7. Statistics/Mathematics: Software runs all the necessary statistical tests these days, but a data scientist still needs to possess the statistical sensibility to know which test to run when and how to interpret the results. A solid understanding of multivariable calculus and linear algebra, which form the basis of many data analysis techniques, is likely to allow a data scientist to build in-house implementations of analysis routines as needed. Simply plotting data on a chart and understanding what it means are basic but essential first steps in the data science process.
Mathematical concepts such as logarithmic and exponential relationships are common in real-world data. Understanding and applying both the fundamentals as well as advanced statistical techniques allow data scientists to find meaning in data.
Though much of the mathematical heavy lifting is done by computers, understanding what makes this possible is essential.
8. Modeling and Machine Learning: Proficiency in predictive analytics is one of the essential data science skills when entering data science, and prospective data scientists should work to understand machine learning models, their use cases, and their limitations. Topics including knowledge of the benefits of specific models, ways to fine-tune model performance, and categorizing missing values are available.

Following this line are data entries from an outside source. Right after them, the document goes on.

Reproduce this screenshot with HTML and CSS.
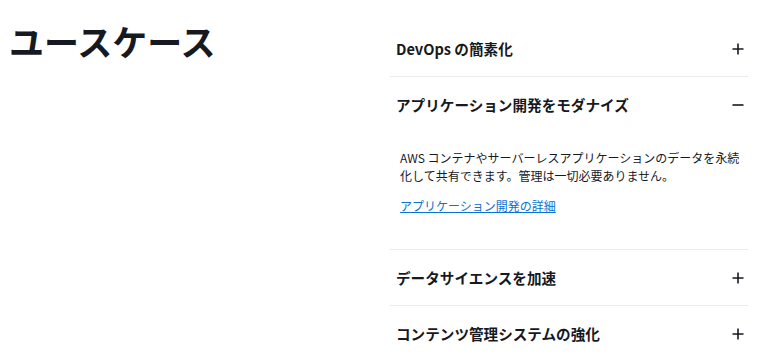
FILE: index.html
```html
<!DOCTYPE html>
<html lang="ja">

<head>
    <title>ユースケース</title>
    <meta charset="utf-8">
    <meta name="viewport" content="width=device-width, initial-scale=1.0">
    <link rel="stylesheet" href="styles.css">
</head>

<body>

    <main class="usecases">
        <h1 class="titel">ユースケース</h1>

        <section class="liste">
            <div class="punkt">
                <button class="hoved">
                    <span>DevOps の簡素化</span>
                    <svg class="ikon" viewBox="0 0 12 12"><path d="M6 0.5v11M0.5 6h11" /></svg>
                </button>
            </div>

            <div class="punkt aaben">
                <button class="hoved">
                    <span>アプリケーション開発をモダナイズ</span>
                    <svg class="ikon" viewBox="0 0 12 12"><path d="M0.5 6h11" /></svg>
                </button>
                <div class="indhold">
                    <p>AWS コンテナやサーバーレスアプリケーションのデータを永続化して共有できます。管理は一切必要ありません。</p>
                    <a href="#">アプリケーション開発の詳細</a>
                </div>
            </div>

            <div class="punkt">
                <button class="hoved">
                    <span>データサイエンスを加速</span>
                    <svg class="ikon" viewBox="0 0 12 12"><path d="M6 0.5v11M0.5 6h11" /></svg>
                </button>
            </div>

            <div class="punkt">
                <button class="hoved">
                    <span>コンテンツ管理システムの強化</span>
                    <svg class="ikon" viewBox="0 0 12 12"><path d="M6 0.5v11M0.5 6h11" /></svg>
                </button>
            </div>
        </section>
    </main>

</body>

</html>
```

FILE: styles.css
```css
body {
    margin: 0;
    background-color: #fff;
    color: #16191f;
    font-family: "Noto Sans CJK JP", "Noto Sans", sans-serif;
}

.usecases {
    display: flex;
    justify-content: space-between;
    padding: 21px 20px 0 9px;
}

.titel {
    margin: 0;
    font-size: 35px;
    font-weight: 700;
    line-height: 40px;
}

/* ACCORDION */

.liste {
    width: 358px;
}

.punkt {
    border-bottom: 1px solid #e9ebed;
}

.punkt:last-child {
    border-bottom: none;
}

.hoved {
    display: flex;
    align-items: center;
    justify-content: space-between;
    width: 100%;
    height: 55px;
    padding: 0 4px 0 6px;
    border: none;
    background: none;
    color: #16191f;
    font-family: inherit;
    font-size: 14.6px;
    font-weight: 700;
    text-align: left;
}

.ikon {
    width: 12px;
    height: 12px;
    fill: none;
    stroke: #16191f;
    stroke-width: 1.6;
}

.indhold {
    padding: 17px 0 34px 10px;
    font-size: 12px;
    line-height: 18px;
}

.indhold p {
    margin: 0 0 12px 0;
}

.indhold a {
    color: #0972d3;
    text-decoration: underline;
}
```
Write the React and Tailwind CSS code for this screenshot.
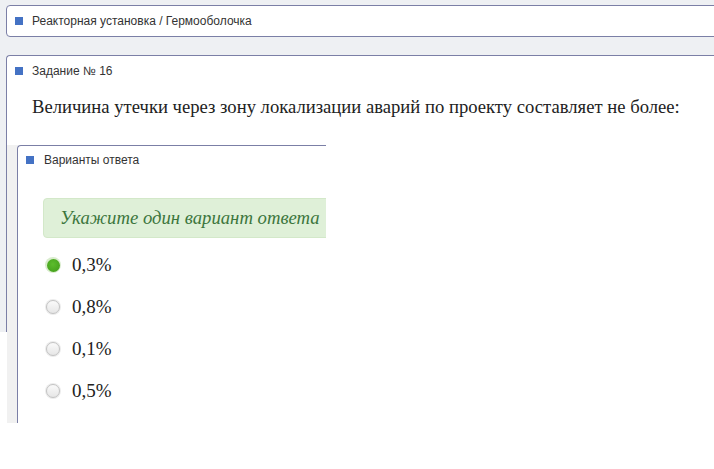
import React from "react";

const options = [
  { label: "0,3%", checked: true },
  { label: "0,8%", checked: false },
  { label: "0,1%", checked: false },
  { label: "0,5%", checked: false },
];

function Marker() {
  return <span className="block w-[8px] h-[8px] bg-[#4472c4] shrink-0" />;
}

function Radio({ checked }) {
  if (checked) {
    return (
      <span className="flex items-center justify-center w-[16px] h-[16px] rounded-full bg-[#d9eccd] shrink-0">
        <span className="block w-[13px] h-[13px] rounded-full bg-[radial-gradient(circle_at_45%_40%,#5cbc2c,#3f9a18)]" />
      </span>
    );
  }
  return (
    <span className="flex items-center justify-center w-[16px] h-[16px] rounded-full bg-[#ececec] shrink-0">
      <span className="block w-[14px] h-[14px] rounded-full border border-[#c4c4c4] bg-[linear-gradient(#fafafa,#e6e6e6)]" />
    </span>
  );
}

export default function App() {
  return (
    <div className="w-[714px] h-[469px] bg-white overflow-hidden font-['Liberation_Sans',Arial,sans-serif] text-[#333]">
      <div className="h-[332px] bg-[#eef0f3] pl-[6px] pt-[5px]">
        {/* breadcrumb */}
        <div className="w-[740px] h-[32px] bg-white border border-[#7b7fa6] rounded-[4px] flex items-center pl-[8px] gap-[9px] text-[12px]">
          <Marker />
          <span>Реакторная установка / Гермооболочка</span>
        </div>

        {/* task card */}
        <div className="mt-[18px] w-[740px] h-[277px] bg-white border-l border-t border-[#7b7fa6] rounded-tl-[4px]">
          <div className="h-[29px] flex items-center pl-[8px] gap-[9px] text-[12px]">
            <Marker />
            <span>Задание № 16</span>
          </div>
          <p className="mt-[10px] pl-[25px] text-[18.65px] leading-[24px] font-['Liberation_Serif','Times_New_Roman',serif] text-[#222] whitespace-nowrap">
            Величина утечки через зону локализации аварий по проекту составляет не более:
          </p>

          {/* answers block */}
          <div className="mt-[26px] w-[319px] h-[278px] overflow-hidden bg-[#f1f1f1] pl-[10px]">
            <div className="w-[400px] h-full bg-white border-l border-t border-[#7b7fa6] rounded-tl-[4px]">
              <div className="h-[27px] flex items-center pl-[8px] gap-[10px] text-[12px]">
                <Marker />
                <span>Варианты ответа</span>
              </div>
              <div className="mt-[25px] ml-[25px] h-[40px] w-[340px] bg-[#dff0d8] border border-[#d3e8c9] rounded-[4px] flex items-center pl-[16px]">
                <span className="italic text-[18.7px] text-[#3c763d] font-['Liberation_Serif','Times_New_Roman',serif]">
                  Укажите один вариант ответа
                </span>
              </div>
              <div className="mt-[6px] flex flex-col">
                {options.map((o) => (
                  <div key={o.label} className="h-[42px] flex items-center pl-[27px] gap-[11px]">
                    <Radio checked={o.checked} />
                    <span className="text-[19px] text-[#222] font-['Liberation_Serif','Times_New_Roman',serif]">
                      {o.label}
                    </span>
                  </div>
                ))}
              </div>
            </div>
          </div>
        </div>
      </div>
    </div>
  );
}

Common machine learning models include the traditional statistical models such as linear or support vector machines (SVMs) to the most recent deep networks. As a result, data scientists should strive to continuously develop their predictive modeling abilities.
In addition to selecting the correct model to apply, data scientists must also master parameter tuning of machine learning models. Data science applicants that are knowledgeable of parameter tuning differentiate themselves from others by offering better performing models from the same source data.
Note: This article is for those who just started exploring data science or planning to start a data science career. The above article definitely helps you to start your career in Data Science.